---- Exercise input

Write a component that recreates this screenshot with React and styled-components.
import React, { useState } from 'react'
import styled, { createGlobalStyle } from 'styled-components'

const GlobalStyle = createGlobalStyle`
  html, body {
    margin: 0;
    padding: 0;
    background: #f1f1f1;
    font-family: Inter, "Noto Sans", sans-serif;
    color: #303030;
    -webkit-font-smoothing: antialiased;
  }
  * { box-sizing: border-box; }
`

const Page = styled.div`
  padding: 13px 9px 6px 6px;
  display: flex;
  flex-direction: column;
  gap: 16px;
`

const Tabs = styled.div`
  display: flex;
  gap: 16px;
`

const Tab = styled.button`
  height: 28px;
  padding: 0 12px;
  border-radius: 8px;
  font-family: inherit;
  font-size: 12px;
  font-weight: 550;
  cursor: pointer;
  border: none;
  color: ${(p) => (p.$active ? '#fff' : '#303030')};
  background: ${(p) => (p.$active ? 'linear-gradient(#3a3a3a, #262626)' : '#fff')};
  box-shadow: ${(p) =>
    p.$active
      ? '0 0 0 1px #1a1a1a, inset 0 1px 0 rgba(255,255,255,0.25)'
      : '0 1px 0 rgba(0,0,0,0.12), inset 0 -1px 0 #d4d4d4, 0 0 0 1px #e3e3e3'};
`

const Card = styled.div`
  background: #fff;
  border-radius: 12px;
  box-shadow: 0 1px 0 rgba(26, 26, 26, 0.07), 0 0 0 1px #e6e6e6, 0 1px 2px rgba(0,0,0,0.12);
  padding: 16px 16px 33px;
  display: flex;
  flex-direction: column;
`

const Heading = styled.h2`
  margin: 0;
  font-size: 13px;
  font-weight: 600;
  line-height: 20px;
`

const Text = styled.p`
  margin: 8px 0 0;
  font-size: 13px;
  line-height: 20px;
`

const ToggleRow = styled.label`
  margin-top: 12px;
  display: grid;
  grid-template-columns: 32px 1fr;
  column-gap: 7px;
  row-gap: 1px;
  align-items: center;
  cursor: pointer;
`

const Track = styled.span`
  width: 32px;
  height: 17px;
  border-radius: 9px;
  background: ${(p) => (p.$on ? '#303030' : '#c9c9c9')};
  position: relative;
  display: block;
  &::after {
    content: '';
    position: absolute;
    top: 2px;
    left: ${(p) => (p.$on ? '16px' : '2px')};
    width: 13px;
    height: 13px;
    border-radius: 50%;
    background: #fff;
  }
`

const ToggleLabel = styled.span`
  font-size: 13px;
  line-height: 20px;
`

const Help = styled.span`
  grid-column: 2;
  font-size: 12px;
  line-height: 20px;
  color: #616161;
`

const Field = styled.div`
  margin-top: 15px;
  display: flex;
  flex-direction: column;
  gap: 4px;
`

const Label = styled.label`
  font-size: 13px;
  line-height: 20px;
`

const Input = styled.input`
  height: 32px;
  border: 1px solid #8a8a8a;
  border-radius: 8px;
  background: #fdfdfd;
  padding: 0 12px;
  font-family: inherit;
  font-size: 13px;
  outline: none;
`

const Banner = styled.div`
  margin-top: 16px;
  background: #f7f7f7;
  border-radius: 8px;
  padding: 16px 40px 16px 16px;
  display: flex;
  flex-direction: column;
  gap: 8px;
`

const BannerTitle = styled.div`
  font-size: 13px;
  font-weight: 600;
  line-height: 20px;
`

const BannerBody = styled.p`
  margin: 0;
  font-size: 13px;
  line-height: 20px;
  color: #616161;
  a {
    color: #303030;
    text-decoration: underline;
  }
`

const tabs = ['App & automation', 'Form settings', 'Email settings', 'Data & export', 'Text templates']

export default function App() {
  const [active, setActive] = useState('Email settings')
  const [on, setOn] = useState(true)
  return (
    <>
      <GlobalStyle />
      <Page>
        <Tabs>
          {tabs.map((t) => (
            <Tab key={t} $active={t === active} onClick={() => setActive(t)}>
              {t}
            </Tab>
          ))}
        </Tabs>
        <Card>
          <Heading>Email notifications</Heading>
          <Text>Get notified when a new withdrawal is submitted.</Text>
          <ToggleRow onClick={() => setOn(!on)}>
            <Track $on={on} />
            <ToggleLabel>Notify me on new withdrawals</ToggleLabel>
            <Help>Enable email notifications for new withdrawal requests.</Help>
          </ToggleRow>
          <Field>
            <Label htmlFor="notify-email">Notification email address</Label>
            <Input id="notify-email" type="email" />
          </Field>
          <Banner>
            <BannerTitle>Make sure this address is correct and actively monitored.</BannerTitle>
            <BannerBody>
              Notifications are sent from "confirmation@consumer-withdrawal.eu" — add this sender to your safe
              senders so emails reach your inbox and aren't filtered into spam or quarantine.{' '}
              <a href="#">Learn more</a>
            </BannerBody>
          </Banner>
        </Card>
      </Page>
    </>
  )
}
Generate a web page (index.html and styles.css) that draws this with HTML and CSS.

--------

- Description of the task
Output the full listing exactly as it stands.

- Task result
Write a component that recreates this screenshot with React and styled-components.
import React, { useState } from 'react'
import styled, { createGlobalStyle } from 'styled-components'

const GlobalStyle = createGlobalStyle`
  html, body {
    margin: 0;
    padding: 0;
    background: #f1f1f1;
    font-family: Inter, "Noto Sans", sans-serif;
    color: #303030;
    -webkit-font-smoothing: antialiased;
  }
  * { box-sizing: border-box; }
`

const Page = styled.div`
  padding: 13px 9px 6px 6px;
  display: flex;
  flex-direction: column;
  gap: 16px;
`

const Tabs = styled.div`
  display: flex;
  gap: 16px;
`

const Tab = styled.button`
  height: 28px;
  padding: 0 12px;
  border-radius: 8px;
  font-family: inherit;
  font-size: 12px;
  font-weight: 550;
  cursor: pointer;
  border: none;
  color: ${(p) => (p.$active ? '#fff' : '#303030')};
  background: ${(p) => (p.$active ? 'linear-gradient(#3a3a3a, #262626)' : '#fff')};
  box-shadow: ${(p) =>
    p.$active
      ? '0 0 0 1px #1a1a1a, inset 0 1px 0 rgba(255,255,255,0.25)'
      : '0 1px 0 rgba(0,0,0,0.12), inset 0 -1px 0 #d4d4d4, 0 0 0 1px #e3e3e3'};
`

const Card = styled.div`
  background: #fff;
  border-radius: 12px;
  box-shadow: 0 1px 0 rgba(26, 26, 26, 0.07), 0 0 0 1px #e6e6e6, 0 1px 2px rgba(0,0,0,0.12);
  padding: 16px 16px 33px;
  display: flex;
  flex-direction: column;
`

const Heading = styled.h2`
  margin: 0;
  font-size: 13px;
  font-weight: 600;
  line-height: 20px;
`

const Text = styled.p`
  margin: 8px 0 0;
  font-size: 13px;
  line-height: 20px;
`

const ToggleRow = styled.label`
  margin-top: 12px;
  display: grid;
  grid-template-columns: 32px 1fr;
  column-gap: 7px;
  row-gap: 1px;
  align-items: center;
  cursor: pointer;
`

const Track = styled.span`
  width: 32px;
  height: 17px;
  border-radius: 9px;
  background: ${(p) => (p.$on ? '#303030' : '#c9c9c9')};
  position: relative;
  display: block;
  &::after {
    content: '';
    position: absolute;
    top: 2px;
    left: ${(p) => (p.$on ? '16px' : '2px')};
    width: 13px;
    height: 13px;
    border-radius: 50%;
    background: #fff;
  }
`

const ToggleLabel = styled.span`
  font-size: 13px;
  line-height: 20px;
`

const Help = styled.span`
  grid-column: 2;
  font-size: 12px;
  line-height: 20px;
  color: #616161;
`

const Field = styled.div`
  margin-top: 15px;
  display: flex;
  flex-direction: column;
  gap: 4px;
`

const Label = styled.label`
  font-size: 13px;
  line-height: 20px;
`

const Input = styled.input`
  height: 32px;
  border: 1px solid #8a8a8a;
  border-radius: 8px;
  background: #fdfdfd;
  padding: 0 12px;
  font-family: inherit;
  font-size: 13px;
  outline: none;
`

const Banner = styled.div`
  margin-top: 16px;
  background: #f7f7f7;
  border-radius: 8px;
  padding: 16px 40px 16px 16px;
  display: flex;
  flex-direction: column;
  gap: 8px;
`

const BannerTitle = styled.div`
  font-size: 13px;
  font-weight: 600;
  line-height: 20px;
`

const BannerBody = styled.p`
  margin: 0;
  font-size: 13px;
  line-height: 20px;
  color: #616161;
  a {
    color: #303030;
    text-decoration: underline;
  }
`

const tabs = ['App & automation', 'Form settings', 'Email settings', 'Data & export', 'Text templates']

export default function App() {
  const [active, setActive] = useState('Email settings')
  const [on, setOn] = useState(true)
  return (
    <>
      <GlobalStyle />
      <Page>
        <Tabs>
          {tabs.map((t) => (
            <Tab key={t} $active={t === active} onClick={() => setActive(t)}>
              {t}
            </Tab>
          ))}
        </Tabs>
        <Card>
          <Heading>Email notifications</Heading>
          <Text>Get notified when a new withdrawal is submitted.</Text>
          <ToggleRow onClick={() => setOn(!on)}>
            <Track $on={on} />
            <ToggleLabel>Notify me on new withdrawals</ToggleLabel>
            <Help>Enable email notifications for new withdrawal requests.</Help>
          </ToggleRow>
          <Field>
            <Label htmlFor="notify-email">Notification email address</Label>
            <Input id="notify-email" type="email" />
          </Field>
          <Banner>
            <BannerTitle>Make sure this address is correct and actively monitored.</BannerTitle>
            <BannerBody>
              Notifications are sent from "confirmation@consumer-withdrawal.eu" — add this sender to your safe
              senders so emails reach your inbox and aren't filtered into spam or quarantine.{' '}
              <a href="#">Learn more</a>
            </BannerBody>
          </Banner>
        </Card>
      </Page>
    </>
  )
}
Generate a web page (index.html and styles.css) that draws this with HTML and CSS.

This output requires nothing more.